* **Short problem**: Produce an exact transcription of the listing below, omitting the pictures.

* **Given data**:
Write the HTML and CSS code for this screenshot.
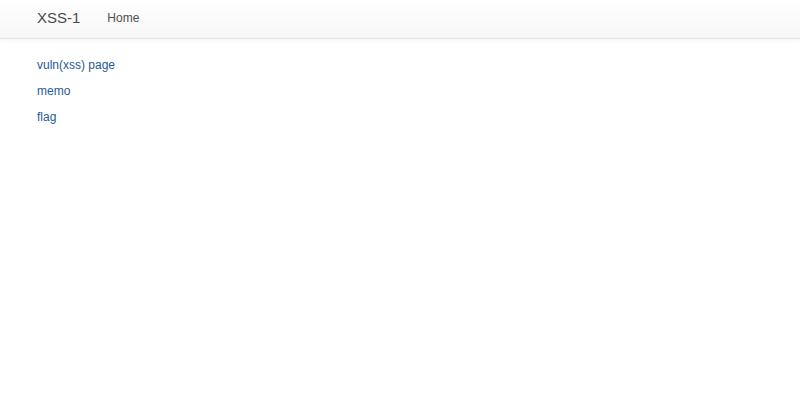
FILE: index.html
```html
<!DOCTYPE html>
<html lang="en">
<head>
    <meta charset="UTF-8">
    <meta name="viewport" content="width=device-width, initial-scale=1.0">
    <title>XSS-1</title>
    <link rel="stylesheet" href="styles.css">
</head>
<body>
    <nav class="navbar">
        <div class="container">
            <a class="navbar-brand" href="/">XSS-1</a>
            <ul class="nav">
                <li><a href="/">Home</a></li>
            </ul>
        </div>
    </nav>
    <div class="container content">
        <p><a href="/vuln?param=<script>alert(1)</script>">vuln(xss) page</a></p>
        <p><a href="/memo?memo=hello">memo</a></p>
        <p><a href="/flag">flag</a></p>
    </div>
</body>
</html>
```

FILE: styles.css
```css
body {
    margin: 0;
    font-family: "Liberation Sans", Arial, sans-serif;
    font-size: 13px;
    color: #333;
    background-color: #fff;
}
a {
    text-decoration: none;
}
.container {
    padding: 0 37px;
}
.navbar {
    height: 38px;
    background-image: linear-gradient(to bottom, #fff 0, #f6f6f6 100%);
    border-bottom: 1px solid #e4e4e4;
    box-shadow: 0 1px 5px rgba(0, 0, 0, 0.06);
}
.navbar .container {
    display: flex;
    align-items: center;
    height: 100%;
    box-sizing: border-box;
    padding-bottom: 4px;
}
.navbar-brand {
    font-size: 15px;
    color: #4a4a4a;
    margin-right: 27px;
}
.nav {
    display: flex;
    list-style: none;
    margin: 0;
    padding: 0;
}
.nav a {
    font-size: 12px;
    color: #4f4f4f;
}
.content {
    padding-top: 19px;
}
.content p {
    margin: 0 0 11px;
    line-height: 15px;
    font-size: 12px;
}
.content a {
    color: #1f5a99;
}
```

* **Written solution**:
Write the HTML and CSS code for this screenshot.
FILE: index.html
```html
<!DOCTYPE html>
<html lang="en">
<head>
    <meta charset="UTF-8">
    <meta name="viewport" content="width=device-width, initial-scale=1.0">
    <title>XSS-1</title>
    <link rel="stylesheet" href="styles.css">
</head>
<body>
    <nav class="navbar">
        <div class="container">
            <a class="navbar-brand" href="/">XSS-1</a>
            <ul class="nav">
                <li><a href="/">Home</a></li>
            </ul>
        </div>
    </nav>
    <div class="container content">
        <p><a href="/vuln?param=<script>alert(1)</script>">vuln(xss) page</a></p>
        <p><a href="/memo?memo=hello">memo</a></p>
        <p><a href="/flag">flag</a></p>
    </div>
</body>
</html>
```

FILE: styles.css
```css
body {
    margin: 0;
    font-family: "Liberation Sans", Arial, sans-serif;
    font-size: 13px;
    color: #333;
    background-color: #fff;
}
a {
    text-decoration: none;
}
.container {
    padding: 0 37px;
}
.navbar {
    height: 38px;
    background-image: linear-gradient(to bottom, #fff 0, #f6f6f6 100%);
    border-bottom: 1px solid #e4e4e4;
    box-shadow: 0 1px 5px rgba(0, 0, 0, 0.06);
}
.navbar .container {
    display: flex;
    align-items: center;
    height: 100%;
    box-sizing: border-box;
    padding-bottom: 4px;
}
.navbar-brand {
    font-size: 15px;
    color: #4a4a4a;
    margin-right: 27px;
}
.nav {
    display: flex;
    list-style: none;
    margin: 0;
    padding: 0;
}
.nav a {
    font-size: 12px;
    color: #4f4f4f;
}
.content {
    padding-top: 19px;
}
.content p {
    margin: 0 0 11px;
    line-height: 15px;
    font-size: 12px;
}
.content a {
    color: #1f5a99;
}
```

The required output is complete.